Он заметался по комнате: «Шалите, — говорил он то Елене, то Модесту, равно защищая себя и от нее, и от него. — Об меня споткнетесь, носы расквасите. Эгоист я? Пусть. А в главном? Государству от меня польза или вред? Отвечайте, польза или вред?»
Он открыл бутылку «Ессентуков», залпом осушил два стакана. Зазвонил телефон. Виктор взял трубку, раздраженно сказал: «Да, да». Шофер спрашивал, приезжать ли за ним. Ясно, приезжать. Сейчас же. Воскресенья, как и отпускные месяцы, — самые томительные дни в году. На людях можно говорить, что устал, смертельно хочется отдохнуть, а на деле отдых ему противопоказан. Дома он не находит себе места. Ну, почитает газеты. Ну, поспит. Решит пару шахматных задач. Тоска! То ли дело — производство. Сотни людей ждут твоего слова, сотни дел — разрешения. Планерки. Собрания. Совещания. Звонки из Главка, обкома, с других заводов. Но как быть с Иваном? Сгоряча он хватил лишку, пообещал сделать представление в Москву об освобождении его от обязанностей главного инженера. Не дурак он, чтобы наживать неприятности. Рабочие несомненно начнут писать всюду, отстаивать. Осуществить умную рокировочку? Поменять ролями Куликова и Зархина?

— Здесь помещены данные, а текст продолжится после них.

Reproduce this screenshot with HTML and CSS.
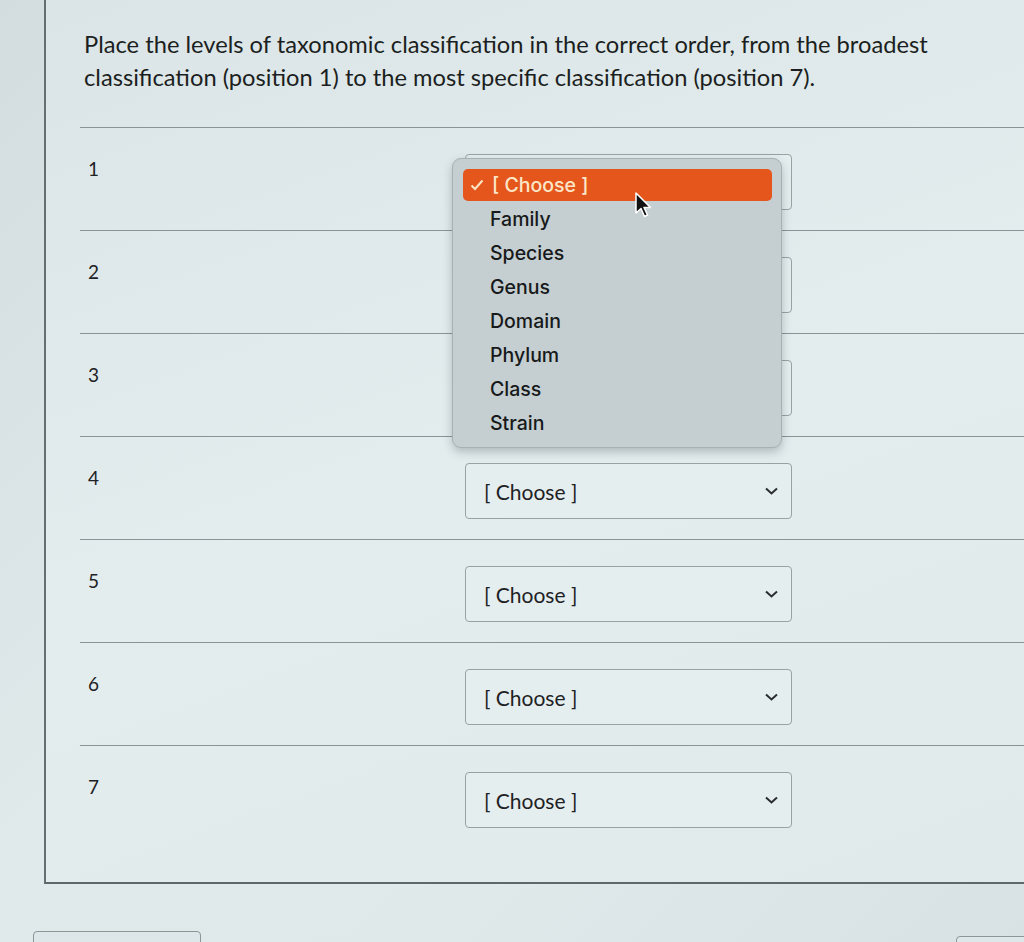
FILE: index.html
```html
<!DOCTYPE html>
<html lang="en">
<head>
  <meta charset="UTF-8">
  <title>Quiz question</title>
  <link rel="stylesheet" href="styles.css">
</head>
<body>
<div class="panel">
  <p class="question">Place the levels of taxonomic classification in the correct order, from the broadest classification (position 1) to the most specific classification (position 7).</p>

  <div class="answers">
    <div class="row"><span class="num">1</span><div class="select"><span>[ Choose ]</span><svg class="chev" width="13" height="8" viewBox="0 0 13 8"><polyline points="1,1.5 6.5,6.5 12,1.5"/></svg></div></div>
    <div class="row"><span class="num">2</span><div class="select"><span>[ Choose ]</span><svg class="chev" width="13" height="8" viewBox="0 0 13 8"><polyline points="1,1.5 6.5,6.5 12,1.5"/></svg></div></div>
    <div class="row"><span class="num">3</span><div class="select"><span>[ Choose ]</span><svg class="chev" width="13" height="8" viewBox="0 0 13 8"><polyline points="1,1.5 6.5,6.5 12,1.5"/></svg></div></div>
    <div class="row"><span class="num">4</span><div class="select"><span>[ Choose ]</span><svg class="chev" width="13" height="8" viewBox="0 0 13 8"><polyline points="1,1.5 6.5,6.5 12,1.5"/></svg></div></div>
    <div class="row"><span class="num">5</span><div class="select"><span>[ Choose ]</span><svg class="chev" width="13" height="8" viewBox="0 0 13 8"><polyline points="1,1.5 6.5,6.5 12,1.5"/></svg></div></div>
    <div class="row"><span class="num">6</span><div class="select"><span>[ Choose ]</span><svg class="chev" width="13" height="8" viewBox="0 0 13 8"><polyline points="1,1.5 6.5,6.5 12,1.5"/></svg></div></div>
    <div class="row last"><span class="num">7</span><div class="select"><span>[ Choose ]</span><svg class="chev" width="13" height="8" viewBox="0 0 13 8"><polyline points="1,1.5 6.5,6.5 12,1.5"/></svg></div></div>
  </div>
</div>

<div class="footer">
  <div class="btn"></div>
  <div class="btn right"></div>
</div>

<!-- open option list of the first select -->
<ul class="menu">
  <li class="active"><svg class="tick" width="14" height="12" viewBox="0 0 14 12"><polyline points="1.5,6.5 5,10 12.5,1.5"/></svg>[ Choose ]</li>
  <li>Family</li>
  <li>Species</li>
  <li>Genus</li>
  <li>Domain</li>
  <li>Phylum</li>
  <li>Class</li>
  <li>Strain</li>
</ul>

<svg class="cursor" width="20" height="28" viewBox="0 0 20 28">
  <path d="M2 1 L2 21 L7 16.5 L10.5 24.5 L13.5 23 L10 15.5 L16.5 15.5 Z" fill="#111" stroke="#fff" stroke-width="1.5" stroke-linejoin="round"/>
</svg>
</body>
</html>
```

FILE: styles.css
```css
html, body {margin: 0; padding: 0;}
body {
  width: 1024px;
  height: 942px;
  overflow: hidden;
  position: relative;
  background: linear-gradient(135deg, #d3dddf 0%, #e0eaeb 45%, #dfe9ea 70%, #d8e2e4 100%);
  font-family: Lato, "Open Sans", sans-serif;
  color: #1f2224;
}

.panel {
  margin-left: 44px;
  border-left: 2px solid #666e71;
  border-bottom: 2px solid #5f676a;
  background: linear-gradient(160deg, #dbe5e7 0%, #e3edee 50%, #e0eaeb 100%);
}

.question {
  margin: 0;
  max-width: 880px;
  padding: 28px 0 0 38px;
  font-size: 23.7px;
  line-height: 33px;
  color: #1c1f21;
}

.answers {margin: 33px 0 0 34px;}

.row {
  box-sizing: border-box;
  height: 103px;
  border-top: 1.5px solid #8a9395;
  display: grid;
  grid-template-columns: 385px 327px;
  align-items: start;
}
.row.last {height: 137px;}

.num {
  padding: 30px 0 0 8px;
  font-size: 19px;
  line-height: 22px;
}

.select {
  box-sizing: border-box;
  margin-top: 26px;
  height: 56px;
  border: 1.5px solid #99a1a3;
  border-radius: 4px;
  background: #e4eeef;
  display: flex;
  align-items: center;
  justify-content: space-between;
  padding: 0 13px 0 18px;
  font-size: 21px;
}
.chev polyline {fill: none; stroke: #2a2d2f; stroke-width: 2;}

.footer {
  display: flex;
  justify-content: space-between;
  padding: 47px 0 0 33px;
}
.btn {
  width: 166px;
  height: 30px;
  border: 1.5px solid #8d9597;
  border-radius: 4px;
  background: #dde6e8;
}
.btn.right {width: 70px; margin-top: 5px; margin-right: -4px;}

/* dropdown list */
.menu {
  position: absolute;
  left: 452px;
  top: 158px;
  width: 330px;
  box-sizing: border-box;
  margin: 0;
  padding: 9px 9px 7px 10px;
  list-style: none;
  background: #c5cfd1;
  border: 1px solid #a7b0b2;
  border-radius: 9px;
  box-shadow: 0 4px 10px rgba(60, 70, 75, 0.3);
  font-family: Inter, "Noto Sans", sans-serif;
  font-size: 19.5px;
  font-weight: 500;
  color: #17191a;
}
.menu li {
  height: 34px;
  line-height: 34px;
  padding-left: 27px;
  position: relative;
}
.menu li.active {
  height: 32px;
  line-height: 32px;
  margin: 1px 0;
  background: #e5561d;
  border-radius: 5px;
  color: #fbe6c8;
  padding-left: 29px;
}
.tick {position: absolute; left: 7px; top: 10px;}
.tick polyline {fill: none; stroke: #fbe6c8; stroke-width: 2;}

.cursor {position: absolute; left: 634px; top: 192px;}
```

Внизу загудела машина. Шерстобитов тщательно повязал галстук, черкнул жене записку (он всегда сообщал ей, когда отлучался), и, отбросив все, способное вывести из равновесия — Ивана, Модеста, даже Лену, — поехал на завод, в свою вотчину, которая, чего доброго, рухнет, если он хоть на день от нее отстранится.